Bitterness vs. astringency, as well as over- and under-extraction
- Bitterness: A taste sensation, often caused by dark roasting or over-extraction. Notes: Cocoa, tonic, bitter almond.
- Astringency: dry, furry mouthfeel (polyphenols), not bitter, but "constricting".
- Underextraction: sharply acidic, thin, short. Remedy: grind finer, brew hotter, extract longer.
- Over-extraction: bitter, woody, empty aftertaste. Remedy: coarser grind, lower temperature, shorter extraction time.
Seasonality and freshness: harvest window and roasting date
Freshness begins at the source: Harvest windows vary depending on the region. After processing and export, green coffee slowly loses volatile components over several months. The roasting date is crucial, but not the only factor: The ideal resting period after roasting is usually 5–14 days (filter), sometimes longer for espresso. Store beans in a cool, dry place, protected from light and air, and open packages only when needed. For comparable cuppings: use the same batch, similar roasting date, and age.

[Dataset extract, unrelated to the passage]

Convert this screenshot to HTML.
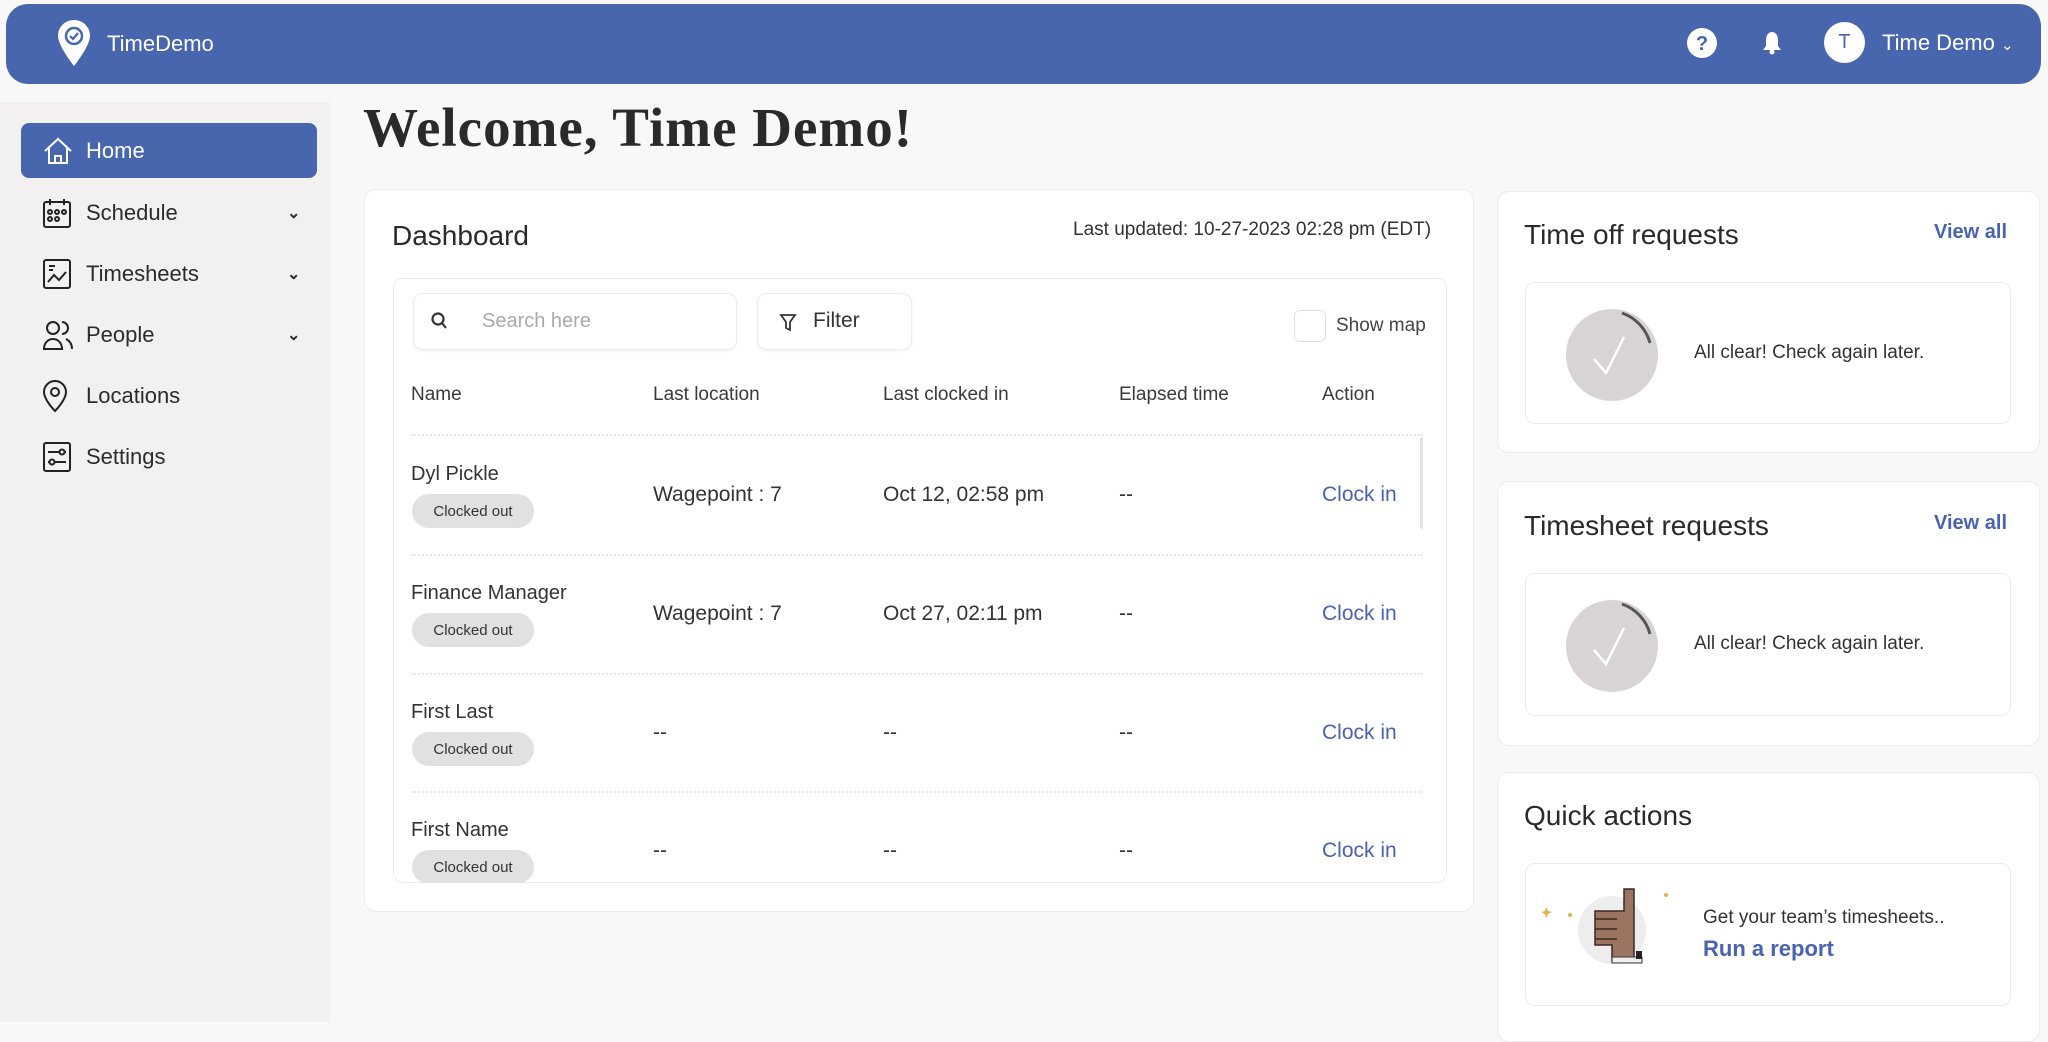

Checklist: Planning your next 10 cuppings
- Define the goal: acid training, preparation comparison, roast level calibration or water experiment.
- Standardize the setup: identical bowls, ratio 55 g/L, 93 °C, timer and notepad.
- Check water: TDS in the range of 75–175 ppm, alkalinity ~40 ppm.
- 3-5 coffees per session: enough variety, but sensorially feasible.
- Incorporate triangulation: one test per session to sharpen perception.
- Cultivate language: Have the SCA aroma wheel ready; note down from coarse to fine.
- Utilize temperatures: Document impressions when hot/warm/cool.
- Calibrate: at least every second session with a partner or team.
- Data backup: Scores, grades, water, mill, bean age – log everything.
- Review: After 10 sessions, evaluate trends and set next learning objectives.
Keep it up: Plan small, regular sessions, document carefully, and consistently use the aroma wheel. With every cup, your confidence grows – along with your enjoyment of the details.